#### [Set problem]
All of the material should be reproduced exactly, with pictures left out.

#### [Available data]

::::

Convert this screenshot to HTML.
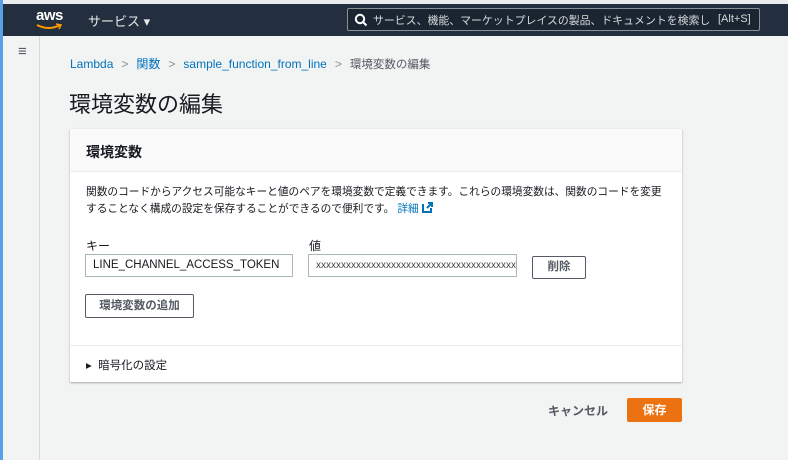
<!DOCTYPE html>
<html><head><meta charset="utf-8"><style>
*{margin:0;padding:0;box-sizing:border-box}
body{width:788px;height:460px;overflow:hidden;background:#f2f3f3;font-family:"Liberation Sans","Noto Sans CJK JP",sans-serif;position:relative;color:#16191f}
.abs{position:absolute}
</style></head><body>
<div class="abs" style="left:0;top:0;width:788px;height:4px;background:#e9ebed"></div>
<div class="abs" style="left:0;top:4px;width:788px;height:32px;background:#232f3e"></div>
<div class="abs" style="left:0;top:0;width:3px;height:460px;background:#5aa0e8"></div>
<div class="abs" style="left:36px;top:7px;color:#fff;font-size:15px;font-weight:bold;letter-spacing:-0.5px">aws</div>
<svg class="abs" style="left:36px;top:23px" width="26" height="8"><path d="M1 2 Q13 8 24 2" stroke="#f90" stroke-width="2" fill="none"/><path d="M20 1 L25 2 L23 6" stroke="#f90" stroke-width="1.5" fill="none"/></svg>
<div class="abs" style="left:88px;top:11px;color:#e8e8e8;font-size:13px">サービス ▾</div>
<div class="abs" style="left:347px;top:8px;width:413px;height:23px;border:1px solid #879196;border-radius:2px;background:#1b2532"></div>
<svg class="abs" style="left:354px;top:13px" width="14" height="14"><circle cx="6" cy="6" r="4.2" stroke="#fff" stroke-width="2" fill="none"/><path d="M9 9 L12.5 12.5" stroke="#fff" stroke-width="2"/></svg>
<div class="abs" style="left:373px;top:12px;color:#d5dbdb;font-size:10.9px;white-space:nowrap">サービス、機能、マーケットプレイスの製品、ドキュメントを検索し</div>
<div class="abs" style="left:718px;top:13px;color:#d5dbdb;font-size:11px;white-space:nowrap">[Alt+S]</div>
<div class="abs" style="left:3px;top:36px;width:37px;height:424px;background:#f2f3f3;border-right:1px solid #d5dbdb"></div>
<div class="abs" style="left:18px;top:43px;color:#545b64;font-size:15px">≡</div>
<div class="abs" style="left:70px;top:55px;font-size:12px;color:#0073bb;white-space:nowrap">Lambda<span style="color:#879196;margin:0 8px">&gt;</span>関数<span style="color:#879196;margin:0 8px">&gt;</span>sample_function_from_line<span style="color:#879196;margin:0 8px">&gt;</span><span style="color:#545b64;font-size:11.5px">環境変数の編集</span></div>
<div class="abs" style="left:69px;top:87px;font-size:22px;color:#16191f">環境変数の編集</div>
<div class="abs" style="left:70px;top:129px;width:612px;height:253px;background:#fff;box-shadow:0 1px 2px rgba(0,0,0,.3);border-top:1px solid #eaeded"></div>
<div class="abs" style="left:70px;top:129px;width:612px;height:43px;background:#fafafa;border-bottom:1px solid #eaeded"></div>
<div class="abs" style="left:86px;top:142px;font-size:14px;font-weight:bold">環境変数</div>
<div class="abs" style="left:86px;top:184px;font-size:10.7px;line-height:17px;color:#16191f;white-space:nowrap">関数のコードからアクセス可能なキーと値のペアを環境変数で定義できます。これらの環境変数は、関数のコードを変更<br>することなく構成の設定を保存することができるので便利です。 <span style="color:#0073bb">詳細 <svg width="11" height="11" style="vertical-align:-1px"><path d="M1 2 V10 H9 V6" stroke="#0073bb" stroke-width="2" fill="none"/><path d="M5 6 L10 1 M6 1 H10 V5" stroke="#0073bb" stroke-width="2" fill="none"/></svg></span></div>
<div class="abs" style="left:86px;top:237px;font-size:12px">キー</div>
<div class="abs" style="left:309px;top:237px;font-size:12px">値</div>
<div class="abs" style="left:85px;top:254px;width:208px;height:23px;border:1px solid #aab7b8;font-size:11.5px;padding:4px 7px">LINE_CHANNEL_ACCESS_TOKEN</div>
<div class="abs" style="left:308px;top:254px;width:209px;height:23px;border:1px solid #aab7b8;font-size:10px;padding:5px 7px;overflow:hidden;white-space:nowrap;color:#444">xxxxxxxxxxxxxxxxxxxxxxxxxxxxxxxxxxxxxxxxxx</div>
<div class="abs" style="left:532px;top:256px;width:54px;height:23px;border:1px solid #545b64;font-size:11.5px;font-weight:bold;color:#545b64;text-align:center;line-height:21px;border-radius:2px">削除</div>
<div class="abs" style="left:85px;top:294px;width:109px;height:24px;border:1px solid #545b64;font-size:11.5px;font-weight:bold;color:#545b64;text-align:center;line-height:22px;border-radius:2px">環境変数の追加</div>
<div class="abs" style="left:70px;top:345px;width:612px;height:1px;background:#eaeded"></div>
<div class="abs" style="left:86px;top:357px;font-size:11.5px;color:#16191f">▸&nbsp; 暗号化の設定</div>
<div class="abs" style="left:548px;top:402px;font-size:12px;font-weight:bold;color:#545b64">キャンセル</div>
<div class="abs" style="left:627px;top:398px;width:55px;height:24px;background:#ec7211;border-radius:2px;color:#fff;font-size:12px;font-weight:bold;text-align:center;line-height:24px">保存</div>
</body></html>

::::

#### [Solution to the problem]
Convert this screenshot to HTML.
<!DOCTYPE html>
<html><head><meta charset="utf-8"><style>
*{margin:0;padding:0;box-sizing:border-box}
body{width:788px;height:460px;overflow:hidden;background:#f2f3f3;font-family:"Liberation Sans","Noto Sans CJK JP",sans-serif;position:relative;color:#16191f}
.abs{position:absolute}
</style></head><body>
<div class="abs" style="left:0;top:0;width:788px;height:4px;background:#e9ebed"></div>
<div class="abs" style="left:0;top:4px;width:788px;height:32px;background:#232f3e"></div>
<div class="abs" style="left:0;top:0;width:3px;height:460px;background:#5aa0e8"></div>
<div class="abs" style="left:36px;top:7px;color:#fff;font-size:15px;font-weight:bold;letter-spacing:-0.5px">aws</div>
<svg class="abs" style="left:36px;top:23px" width="26" height="8"><path d="M1 2 Q13 8 24 2" stroke="#f90" stroke-width="2" fill="none"/><path d="M20 1 L25 2 L23 6" stroke="#f90" stroke-width="1.5" fill="none"/></svg>
<div class="abs" style="left:88px;top:11px;color:#e8e8e8;font-size:13px">サービス ▾</div>
<div class="abs" style="left:347px;top:8px;width:413px;height:23px;border:1px solid #879196;border-radius:2px;background:#1b2532"></div>
<svg class="abs" style="left:354px;top:13px" width="14" height="14"><circle cx="6" cy="6" r="4.2" stroke="#fff" stroke-width="2" fill="none"/><path d="M9 9 L12.5 12.5" stroke="#fff" stroke-width="2"/></svg>
<div class="abs" style="left:373px;top:12px;color:#d5dbdb;font-size:10.9px;white-space:nowrap">サービス、機能、マーケットプレイスの製品、ドキュメントを検索し</div>
<div class="abs" style="left:718px;top:13px;color:#d5dbdb;font-size:11px;white-space:nowrap">[Alt+S]</div>
<div class="abs" style="left:3px;top:36px;width:37px;height:424px;background:#f2f3f3;border-right:1px solid #d5dbdb"></div>
<div class="abs" style="left:18px;top:43px;color:#545b64;font-size:15px">≡</div>
<div class="abs" style="left:70px;top:55px;font-size:12px;color:#0073bb;white-space:nowrap">Lambda<span style="color:#879196;margin:0 8px">&gt;</span>関数<span style="color:#879196;margin:0 8px">&gt;</span>sample_function_from_line<span style="color:#879196;margin:0 8px">&gt;</span><span style="color:#545b64;font-size:11.5px">環境変数の編集</span></div>
<div class="abs" style="left:69px;top:87px;font-size:22px;color:#16191f">環境変数の編集</div>
<div class="abs" style="left:70px;top:129px;width:612px;height:253px;background:#fff;box-shadow:0 1px 2px rgba(0,0,0,.3);border-top:1px solid #eaeded"></div>
<div class="abs" style="left:70px;top:129px;width:612px;height:43px;background:#fafafa;border-bottom:1px solid #eaeded"></div>
<div class="abs" style="left:86px;top:142px;font-size:14px;font-weight:bold">環境変数</div>
<div class="abs" style="left:86px;top:184px;font-size:10.7px;line-height:17px;color:#16191f;white-space:nowrap">関数のコードからアクセス可能なキーと値のペアを環境変数で定義できます。これらの環境変数は、関数のコードを変更<br>することなく構成の設定を保存することができるので便利です。 <span style="color:#0073bb">詳細 <svg width="11" height="11" style="vertical-align:-1px"><path d="M1 2 V10 H9 V6" stroke="#0073bb" stroke-width="2" fill="none"/><path d="M5 6 L10 1 M6 1 H10 V5" stroke="#0073bb" stroke-width="2" fill="none"/></svg></span></div>
<div class="abs" style="left:86px;top:237px;font-size:12px">キー</div>
<div class="abs" style="left:309px;top:237px;font-size:12px">値</div>
<div class="abs" style="left:85px;top:254px;width:208px;height:23px;border:1px solid #aab7b8;font-size:11.5px;padding:4px 7px">LINE_CHANNEL_ACCESS_TOKEN</div>
<div class="abs" style="left:308px;top:254px;width:209px;height:23px;border:1px solid #aab7b8;font-size:10px;padding:5px 7px;overflow:hidden;white-space:nowrap;color:#444">xxxxxxxxxxxxxxxxxxxxxxxxxxxxxxxxxxxxxxxxxx</div>
<div class="abs" style="left:532px;top:256px;width:54px;height:23px;border:1px solid #545b64;font-size:11.5px;font-weight:bold;color:#545b64;text-align:center;line-height:21px;border-radius:2px">削除</div>
<div class="abs" style="left:85px;top:294px;width:109px;height:24px;border:1px solid #545b64;font-size:11.5px;font-weight:bold;color:#545b64;text-align:center;line-height:22px;border-radius:2px">環境変数の追加</div>
<div class="abs" style="left:70px;top:345px;width:612px;height:1px;background:#eaeded"></div>
<div class="abs" style="left:86px;top:357px;font-size:11.5px;color:#16191f">▸&nbsp; 暗号化の設定</div>
<div class="abs" style="left:548px;top:402px;font-size:12px;font-weight:bold;color:#545b64">キャンセル</div>
<div class="abs" style="left:627px;top:398px;width:55px;height:24px;background:#ec7211;border-radius:2px;color:#fff;font-size:12px;font-weight:bold;text-align:center;line-height:24px">保存</div>
</body></html>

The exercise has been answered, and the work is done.